There are three main characters, all photojournalists – but the story is very event driven. There is tension throughout - it is like a knot being pulled tighter and tighter – a war is going after all. It’s really an explosive book with unforeseen episodes that jar us. There is an attention to minute details wheeling us closer and closer to the scenes depicted. The settings are exquisite, like paintings, but they are there for the fulsomeness of the story – not as an added extravagance.

The characters, much like the war, had no exit strategy – they become immersed and drawn into the war’s addictiveness.

The novel is very rounded with a cohesive ending. This is a great novel on a very sad war. The paperback version has an interesting commentary from the author at the end.
Profile Image for cameron.
425 reviews117 followers
September 11, 2020
This is one of those books where you stop your own life in order to read it.
Focusing on a woman who is a photo journalist during the Vietnamese war it pulls you into the country, the war, the people and the times. Brilliant prose, some almost poetic. Violent prose you can barely bring yourself to read. Passionate love and unbearable loss and redemption and sorrow and confusion.
You must must must read this.
It will swim about in my head forever.
Profile Image for Booknblues.
1,323 reviews8 followers
January 16, 2022
Generally when I have a mistaken idea of what a book is about it will mean a substantial mark down for the book, however this was not the case for Tatjana Soli's The Lotus Eaters. It was tagged as a romance and its Goodreads blurb states, Helen, the protagonist "finds herself torn between the love of two men." I dislike stories of love triangles and that explains part of the reason it languished on my tbr for eight years.

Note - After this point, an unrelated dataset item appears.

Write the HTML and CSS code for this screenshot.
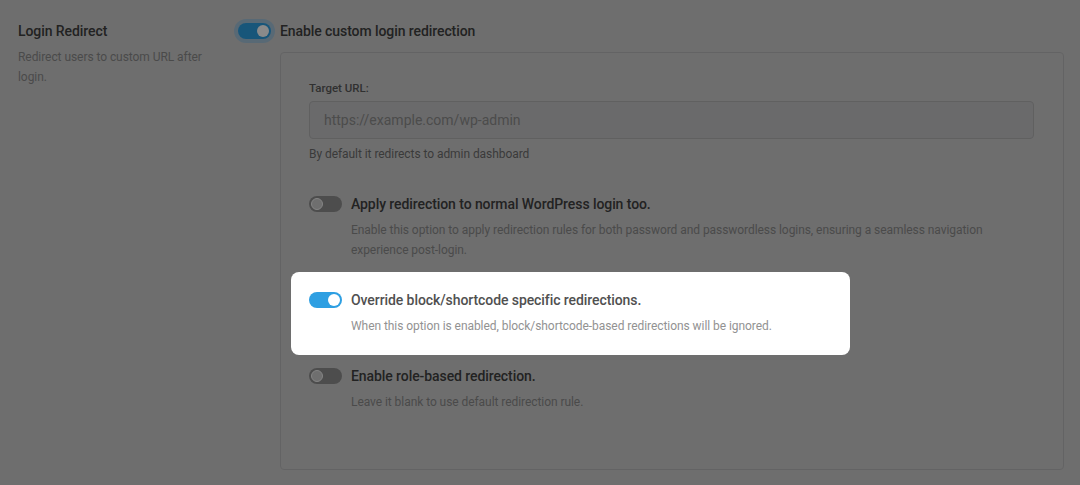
FILE: index.html
```html
<!DOCTYPE html>
<html lang="en">
<head>
<meta charset="utf-8">
<title>Login Redirect</title>
<link rel="stylesheet" href="styles.css">
</head>
<body>
<section class="setting">
  <div class="setting-info">
    <h3 class="setting-title">Login Redirect</h3>
    <p class="setting-desc">Redirect users to custom URL after login.</p>
  </div>
  <div class="setting-body">
    <div class="switch-line">
      <span class="toggle is-on is-focused"><span class="knob"></span></span>
      <span class="switch-label">Enable custom login redirection</span>
    </div>
    <div class="card">
      <label class="field-label">Target URL:</label>
      <div class="input"><span class="placeholder">https://example.com/wp-admin</span></div>
      <p class="hint">By default it redirects to admin dashboard</p>
      <div class="options">
        <div class="option">
          <span class="toggle"><span class="knob"></span></span>
          <div class="option-title">Apply redirection to normal WordPress login too.</div>
          <p class="option-desc">Enable this option to apply redirection rules for both password and passwordless logins, ensuring a seamless navigation experience post-login.</p>
        </div>
        <div class="option is-spotlight">
          <span class="toggle is-on"><span class="knob"></span></span>
          <div class="option-title">Override block/shortcode specific redirections.</div>
          <p class="option-desc">When this option is enabled, block/shortcode-based redirections will be ignored.</p>
        </div>
        <div class="option">
          <span class="toggle"><span class="knob"></span></span>
          <div class="option-title">Enable role-based redirection.</div>
          <p class="option-desc">Leave it blank to use default redirection rule.</p>
        </div>
      </div>
    </div>
  </div>
</section>
</body>
</html>
```

FILE: styles.css
```css
* { box-sizing: border-box; }

html, body {
  margin: 0;
  height: 100%;
}

body {
  background: #cccccc;
  font-family: Roboto, "Liberation Sans", sans-serif;
  color: #444;
  overflow: hidden;
}

.setting {
  display: grid;
  grid-template-columns: 220px 1fr;
  padding: 21px 16px 0 18px;
}

.setting-title {
  margin: 0;
  font-size: 14px;
  line-height: 20px;
  font-weight: 500;
  letter-spacing: -0.08px;
  color: #404040;
}

.setting-desc {
  margin: 6px 0 0;
  width: 200px;
  font-size: 12px;
  line-height: 20px;
  letter-spacing: -0.06px;
  color: #8a8a8a;
}

.switch-line {
  display: flex;
  align-items: center;
  gap: 9px;
  height: 20px;
}

.switch-label {
  font-size: 14px;
  line-height: 20px;
  font-weight: 500;
  letter-spacing: -0.08px;
  color: #404040;
}

.toggle {
  position: relative;
  display: inline-block;
  flex: none;
  width: 33px;
  height: 16px;
  border-radius: 8px;
  background: #8e8e8e;
}

.toggle .knob {
  position: absolute;
  top: 2px;
  left: 2px;
  width: 12px;
  height: 12px;
  border-radius: 50%;
  background: #cdcdcd;
  border: 1px solid #f4f4f4;
}

.toggle.is-on {
  background: #2e9fe2;
}

.toggle.is-on .knob {
  left: auto;
  right: 2px;
  background: #fff;
  border: none;
}

.toggle.is-focused {
  box-shadow: 0 0 0 4px #a3c3d9;
}

.card {
  margin: 11px 0 0 42px;
  border: 1px solid #b8b8b9;
  border-radius: 4px;
  padding: 27px 29px 57px 28px;
}

.field-label {
  display: block;
  font-size: 11.5px;
  line-height: 16px;
  font-weight: 500;
  color: #5a5a5a;
}

.input {
  margin-top: 5px;
  height: 38px;
  border: 1px solid #b1b1b2;
  border-radius: 4px;
  background: #c5c5c6;
  padding: 0 14px;
  display: flex;
  align-items: center;
}

.placeholder {
  font-size: 14px;
  color: #8c8c8c;
}

.hint {
  margin: 6px 0 0;
  font-size: 12px;
  line-height: 18px;
  letter-spacing: -0.06px;
  color: #6c6c6c;
}

.options {
  margin-top: 31px;
  display: flex;
  flex-direction: column;
  gap: 30px;
}

.option {
  display: grid;
  grid-template-columns: 34px 1fr;
  column-gap: 8px;
  align-items: start;
}

.option .toggle {
  margin-top: 2px;
}

.option-title {
  font-size: 14px;
  line-height: 20px;
  font-weight: 500;
  letter-spacing: -0.08px;
  color: #404040;
}

.option-desc {
  grid-column: 2;
  margin: 6px 0 0;
  font-size: 12px;
  line-height: 20px;
  letter-spacing: -0.06px;
  color: #8a8a8a;
}

.option.is-spotlight {
  position: relative;
  z-index: 5;
  width: 559px;
  margin: -18px 0 -19px -18px;
  padding: 18px 18px 19px 18px;
  background: #fff;
  border-radius: 8px;
  box-shadow: 0 0 0 3000px rgba(0, 0, 0, 0.46);
}

.option.is-spotlight .option-title {
  color: #505050;
}

.option.is-spotlight .option-desc {
  color: #929292;
}
```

My other misapprehension was that it was a light, fluffy beach read and I am glad to say that is far from the truth. The Lotus Eaters is a painstakingly researched book about Helen, a photojournalist in Vietnam during the war. Soli spent ten years writing the book and it shows.

Research is not the only tool which Soli has at her disposal, she crafted a book with beautiful prose, an intricate plot and multi-faceted characters. Her characters are not good and shining heroes neither are they villains, they are complex and yet understandable.

I've read a fair number of books about the Vietnam war and this book rates with the best of them.